Daneben gibt es auch noch den Ausnahmetatbestand des Bildzitats, ein Ausfluss des Rechtes auf freie Meinungsäußerung. Ähnlich wie beim Zitieren von Texten erlaubt es das Urheberrecht auch fremde Bilder zu verwenden, wenn dabei gewisse Vorgaben eingehalten werden. Voraussetzung ist, dass die Bildveröffentlichung eine Zitat- und Belegfunktion hat. Das Bild darf also nicht nur allein der Illustration dienen, um beim Leser oder Zuseher Aufmerksamkeit zu erheischen. Zwischen dem Recht auf freie Meinungsäußerung und den Ausschließlichkeitsrechten des Urhebers hat bei der Prüfung der Zulässigkeit eine Interessensabwägung stattzufinden. Dient die Veröffentlichung des Bildes bloß der Befriedigung von Neugierde und Sensationslust? Lässt sich der Zitatzweck nicht auch anders erreichen – etwa durch Einholung der Einwilligung des Rechteinhabers oder durch Beschreibung des Bildes mit eigenen Worten?
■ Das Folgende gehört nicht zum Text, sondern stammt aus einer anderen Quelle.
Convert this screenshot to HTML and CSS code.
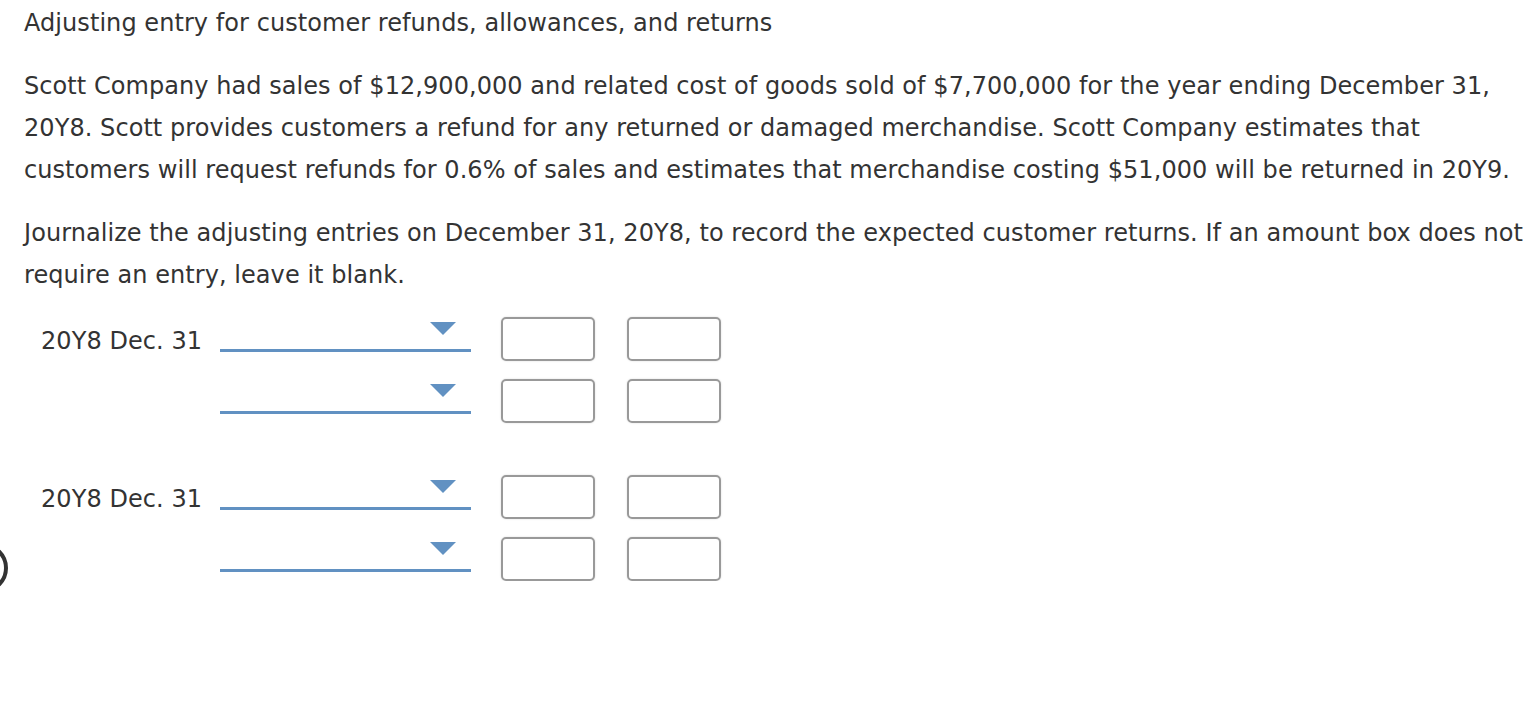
FILE: index.html
```html
<!DOCTYPE html>
<html>
<head>
<meta charset="utf-8">
<link rel="stylesheet" href="styles.css">
</head>
<body>
<div class="page">
  <p class="title">Adjusting entry for customer refunds, allowances, and returns</p>
  <p class="para">Scott Company had sales of $12,900,000 and related cost of goods sold of $7,700,000 for the year ending December 31,<br>20Y8. Scott provides customers a refund for any returned or damaged merchandise. Scott Company estimates that<br>customers will request refunds for 0.6% of sales and estimates that merchandise costing $51,000 will be returned in 20Y9.</p>
  <p class="para">Journalize the adjusting entries on December 31, 20Y8, to record the expected customer returns. If an amount box does not<br>require an entry, leave it blank.</p>

  <div class="entry">
    <div class="row">
      <div class="date">20Y8 Dec. 31</div>
      <div class="select"><span class="caret"></span></div>
      <div class="box"></div>
      <div class="box"></div>
    </div>
    <div class="row">
      <div class="date"></div>
      <div class="select"><span class="caret"></span></div>
      <div class="box"></div>
      <div class="box"></div>
    </div>
  </div>

  <div class="entry">
    <div class="row">
      <div class="date">20Y8 Dec. 31</div>
      <div class="select"><span class="caret"></span></div>
      <div class="box"></div>
      <div class="box"></div>
    </div>
    <div class="row">
      <div class="date"></div>
      <div class="select"><span class="caret"></span></div>
      <div class="box"></div>
      <div class="box"></div>
    </div>
  </div>
</div>
<div class="ring"></div>
</body>
</html>
```
FILE: styles.css
```css
html, body {
  margin: 0;
  padding: 0;
  background: #fff;
  overflow: hidden;
}
body {
  font-family: "DejaVu Sans", Verdana, sans-serif;
  color: #333;
  font-size: 24px;
  letter-spacing: 0.06px;
}
.page {
  padding: 2px 0 0 24px;
  white-space: nowrap;
}
.title {
  margin: 0 0 21px;
  line-height: 42px;
}
.para {
  margin: 0 0 21px;
  line-height: 42px;
}
.entry {
  display: flex;
  flex-direction: column;
  gap: 18px;
  margin-top: 21px;
}
.entry + .entry {
  margin-top: 52px;
}
.row {
  display: flex;
  align-items: flex-start;
  height: 44px;
}
.date {
  width: 179px;
  padding-left: 17px;
  padding-top: 2px;
  line-height: 44px;
}
.select {
  width: 251px;
  height: 32px;
  border-bottom: 3px solid #6191c2;
  position: relative;
  margin-right: 30px;
}
.caret {
  position: absolute;
  right: 15px;
  top: 5px;
  width: 0;
  height: 0;
  border-left: 13px solid transparent;
  border-right: 13px solid transparent;
  border-top: 13px solid #6191c2;
}
.box {
  width: 90px;
  height: 40px;
  border: 2px solid #999;
  border-radius: 5px;
  box-shadow: 0 0 2px rgba(0,0,0,0.15);
  margin-right: 32px;
  box-sizing: content-box;
}
.ring {
  position: absolute;
  left: -42px;
  top: 543px;
  width: 42px;
  height: 42px;
  border: 4px solid #333;
  border-radius: 50%;
}
```
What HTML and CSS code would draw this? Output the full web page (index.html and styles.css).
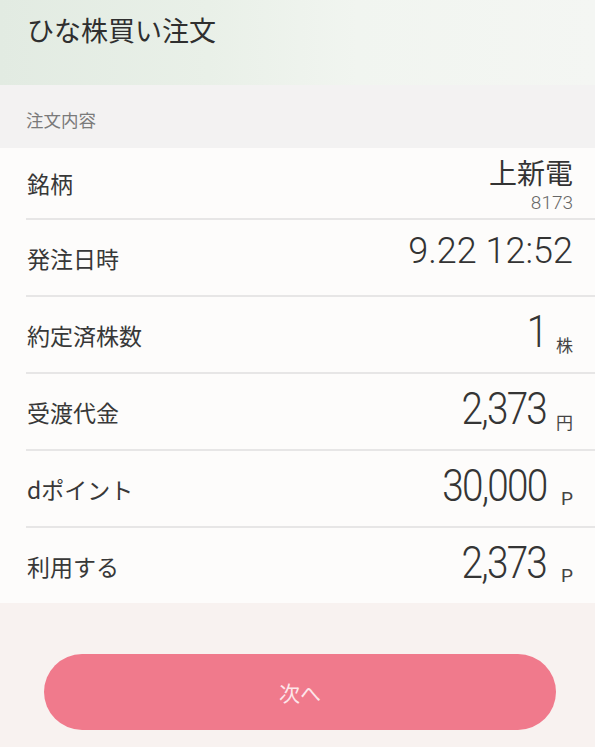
FILE: index.html
```html
<!DOCTYPE html>
<html lang="ja">
<head>
  <meta charset="UTF-8" />
  <title>ひな株買い注文</title>
  <link rel="stylesheet" href="styles.css">
</head>
<body>

<header class="topbar">
  <h1>ひな株買い注文</h1>
</header>

<div class="section-title">注文内容</div>

<div class="order-list">
  <div class="row first">
    <span class="label">銘柄</span>
    <span class="stock">
      <span class="stock-name">上新電</span>
      <span class="stock-code">8173</span>
    </span>
  </div>
  <div class="row">
    <span class="label">発注日時</span>
    <span class="date">9.22 12:52</span>
  </div>
  <div class="row">
    <span class="label">約定済株数</span>
    <span class="value">
      <span class="num">1</span><span class="unit">株</span>
    </span>
  </div>
  <div class="row">
    <span class="label">受渡代金</span>
    <span class="value">
      <span class="num">2,373</span><span class="unit">円</span>
    </span>
  </div>
  <div class="row">
    <span class="label">dポイント</span>
    <span class="value">
      <span class="num">30,000</span><span class="unit latin">P</span>
    </span>
  </div>
  <div class="row">
    <span class="label">利用する</span>
    <span class="value">
      <span class="num">2,373</span><span class="unit latin">P</span>
    </span>
  </div>
</div>

<div class="actions">
  <button class="next-btn">次へ</button>
</div>

</body>
</html>
```

FILE: styles.css
```css
body {
  margin: 0;
  font-family: "Noto Sans CJK JP", "Noto Sans", sans-serif;
  color: #333;
  background: #f8f2f0;
}

.topbar {
  height: 85px;
  box-sizing: border-box;
  padding: 11px 0 0 27px;
  background: linear-gradient(90deg, #e2ebe2 0%, #e9f0e8 35%, #f1f5f0 60%, #f4f6f3 100%);
}

.topbar h1 {
  margin: 0;
  font-size: 27px;
  line-height: 38px;
  font-weight: 400;
  color: #2f2f2f;
}

.section-title {
  height: 63px;
  box-sizing: border-box;
  padding: 24px 0 0 26px;
  font-size: 17.5px;
  line-height: 22px;
  color: #7a7a7a;
  background: #f3f2f2;
}

.order-list {
  background: #fdfcfb;
}

.row {
  height: 77px;
  box-sizing: border-box;
  margin-left: 26px;
  padding: 0 22px 0 1px;
  border-top: 2px solid #e7e6e6;
  display: flex;
  align-items: center;
  justify-content: space-between;
}

.row.first {
  height: 70px;
  border-top: none;
}

.label {
  font-size: 23px;
  color: #383838;
}

.stock {
  display: flex;
  flex-direction: column;
  align-items: flex-end;
}

.stock-name {
  font-size: 28px;
  line-height: 40px;
  color: #333;
}

.stock-code {
  font-family: Roboto, sans-serif;
  font-weight: 300;
  font-size: 19px;
  line-height: 22px;
  color: #666;
}

.date {
  font-family: Roboto, sans-serif;
  font-weight: 300;
  font-size: 36px;
  color: #333;
  margin-bottom: 14px;
}

.value {
  display: flex;
  align-items: flex-end;
  padding-bottom: 6px;
}

.num {
  display: inline-block;
  font-family: Roboto, sans-serif;
  font-weight: 300;
  font-size: 44px;
  line-height: 44px;
  letter-spacing: -2px;
  transform: scaleX(0.88);
  transform-origin: right bottom;
  color: #353535;
}

.unit {
  width: 18px;
  margin-left: 9px;
  text-align: right;
  font-size: 17px;
  line-height: 18px;
  color: #444;
}

.unit.latin {
  font-family: Roboto, sans-serif;
  font-size: 19px;
}

.actions {
  height: 143px;
  box-sizing: border-box;
  padding: 51px 39px 0 44px;
}

.next-btn {
  width: 100%;
  height: 76px;
  border: none;
  border-radius: 38px;
  background: #f07a8c;
  color: #fde6ea;
  font-family: "Noto Sans CJK JP", sans-serif;
  font-size: 21px;
  cursor: pointer;
}
```
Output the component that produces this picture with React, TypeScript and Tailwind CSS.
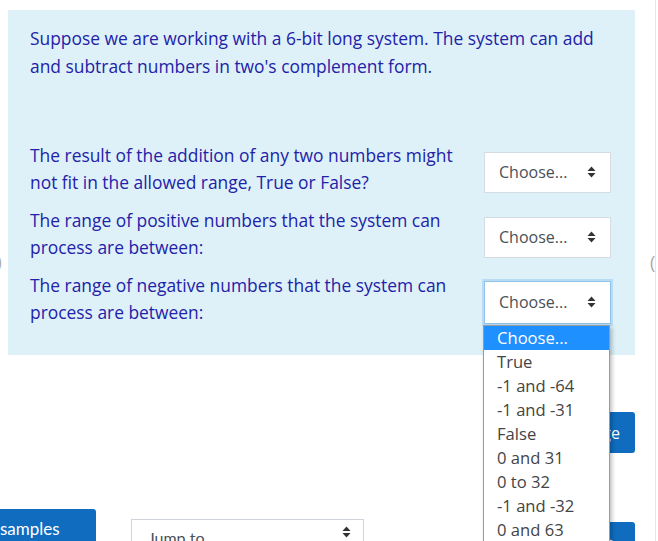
import React from 'react';

const questions = [
  ['The result of the addition of any two numbers might', 'not fit in the allowed range, True or False?'],
  ['The range of positive numbers that the system can', 'process are between:'],
  ['The range of negative numbers that the system can', 'process are between:'],
];

const options = ['Choose...', 'True', '-1 and -64', '-1 and -31', 'False', '0 and 31', '0 to 32', '-1 and -32', '0 and 63'];

const Arrows: React.FC = () => (
  <svg width="9" height="12" viewBox="0 0 9 12" className="shrink-0">
    <path d="M4.5 0.5 L8.5 5 H0.5 Z" fill="#333" />
    <path d="M4.5 11.5 L8.5 7 H0.5 Z" fill="#333" />
  </svg>
);

const FakeSelect: React.FC<{ focused?: boolean }> = ({ focused }) => (
  <div
    className={
      focused
        ? 'flex h-[43px] w-[127px] items-center justify-between border border-[#8fc3ec] bg-white pl-[14px] pr-[14px] text-[16px] text-[#495057] shadow-[0_0_0_2px_rgba(120,180,235,0.35)]'
        : 'flex h-[41px] w-[127px] items-center justify-between border border-[#d6dde2] bg-white pl-[14px] pr-[14px] text-[16px] text-[#495057]'
    }
  >
    <span>Choose...</span>
    <Arrows />
  </div>
);

const App: React.FC = () => {
  return (
    <div className="relative flex h-[541px] overflow-hidden bg-white font-['Open_Sans',sans-serif] text-[16px]">
      <div className="relative flex-1">
        <div className="ml-2 mr-[20px] mt-[10px] bg-[#def1f8] pl-[22px] pr-[24px] pt-[14px] pb-[29px] text-[17.4px] text-[#2222a8]">
          <p className="whitespace-nowrap leading-[28px]">
            Suppose we are working with a 6-bit long system. The system can add
            <br />
            and subtract numbers in two's complement form.
          </p>
          <div className="mt-[62px] flex flex-col gap-[11px]">
            {questions.map((q, i) => (
              <div key={i} className="flex items-center justify-between">
                <p className="whitespace-nowrap leading-[27px]">
                  {q[0]}
                  <br />
                  {q[1]}
                </p>
                <div className="pt-[6px]">
                  <FakeSelect focused={i === 2} />
                </div>
              </div>
            ))}
          </div>
        </div>

        <div className="mr-[20px] mt-[57px] flex justify-end">
          <button className="h-[41px] rounded-[3px] bg-[#0f6cbf] pl-[14px] pr-[15px] text-[16px] text-white">Next page</button>
        </div>

        <div className="mt-[56px] flex items-start">
          <button className="h-[40px] w-[96px] whitespace-nowrap rounded-r-[3px] bg-[#0f6cbf] pr-[34px] text-left font-['Lato',sans-serif] text-[17px] text-white">
            samples
          </button>
          <div className="ml-[35px] mt-[10px] flex h-[40px] w-[233px] shrink-0 items-start justify-between border border-[#ced4da] pl-[16px] pr-[12px] pt-[6px] font-['Lato',sans-serif] text-[#495057]">
            <span>Jump to...</span>
            <Arrows />
          </div>
          <div className="flex-1" />
          <button className="mr-[20px] mt-[13px] h-[40px] rounded-[3px] bg-[#0f6cbf] pl-[16px] pr-[14px] text-white">Next ►</button>
        </div>

        <span className="absolute left-[-3px] top-[250px] text-[16px] text-[#aaa]">)</span>

        <div className="absolute left-[483px] top-[325px] w-[127px] border border-[#9a9a9a] bg-white text-[16.6px] text-[#444] shadow-[2px_2px_4px_rgba(0,0,0,0.25)]">
          {options.map((o, i) => (
            <div
              key={o}
              className={i === 0 ? 'h-[24px] bg-[#1e90ff] pl-[13px] leading-[24px] text-white' : 'h-[24px] pl-[13px] leading-[24px]'}
            >
              {o}
            </div>
          ))}
        </div>
      </div>
      <div className="relative w-[3px] border-l border-[#e6e6e6]">
        <span className="absolute left-[-6px] top-[249px] text-[18px] text-[#aaa]">(</span>
      </div>
    </div>
  );
};

export default App;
Nur wenn die Bildveröffentlichung die geforderte Zitat- und Belegfunktion erfüllt und eine Beschreibung mit Worten diesem Zweck nicht im selben Ausmaß gerecht werden würde, darf das Bild im Rahmen des Bildzitats verwendet werden. Diese Rechtsansicht hat der Oberste Gerichtshof (OGH) in einem aktuellen Urteil bestätigt. Hintergrund war ein seit Jahren andauernder Urheberrechtsstreit zwischen zwei Medienunternehmen. Die Klägerin, Inhaberin einer Gratiszeitung und Betreiberin der dazugehörigen Website, veröffentlichte im Internet einen Artikel über einen Polizeieinsatz im Straßenverkehr. Zur Illustration wurde ein Lichtbild verwendet, das eine Fahrradfahrerin zeigte. Was im Bericht nicht offengelegt wurde: Der Einsatz betraf die Chefredakteurin der Zeitung, die für ein Verkehrsdelikt bestraft wurde. Eben diese Chefredakteurin war es auch, die auf dem Foto zu sehen war.

Die unterlassene Offenlegung nahm das beklagte Medienunternehmen zum Anlass, um auf seiner eigenen Website einen Aufdecker-Artikel zu veröffentlichen, mit dem aufgezeigt werden sollte, dass die Klägerin bei der Gestaltung des Berichts gegen das mediale Transparenzgebot verstoßen habe. Im Rahmen dieser kritischen Auseinandersetzung wurde auch das Bild, das die Chefredakteurin zeigt, veröffentlicht. Weil die Bildveröffentlichung ohne Zustimmung der klagenden Zeitung erfolgte, forderte diese die sofortige Unterlassung der aus ihrer Sicht unzulässigen Verbreitung des Lichtbildes. Die beklagte Partei hingegen berief sich auf eine Berichterstattung über ein Tagesereignis sowie auf die Ausübung des Zitatrechts.

Während die Vorinstanzen dem Unterlassungsbegehren der Klägerin stattgaben, hielt der OGH die Veröffentlichung des Fotos in letzter Instanz für zulässig: Zwar könne sich die Beklagte nicht auf die Berichterstattung über Tagesereignisse berufen, weil das Verkehrsdelikt der Chefredakteurin schlichtweg nicht als Tagesereignis zu werten sei. Dafür sei die Veröffentlichung aber als Bildzitat zulässig gewesen, so das Höchstgericht. Dem veröffentlichten Lichtbild sei im Artikel eine Beleg- und Beweisfunktion zugekommen und konnte eine Beschreibung mit Worten diesem Zweck nicht im selben Ausmaß gerecht werden, weil erst durch das Lichtbild aus einer bloßen Behauptung eine bewiesene Tatsache geworden sei. Darüber hinaus habe das Medienunternehmen mit seiner Klage augenscheinlich nur den Zweck verfolgt, eine kritische Berichterstattung über sich selbst zu verhindern.

Im Ergebnis schlug die Interessenabwägung somit zugunsten der Beklagten aus. Das Unterlassungsbegehren wurde abgewiesen.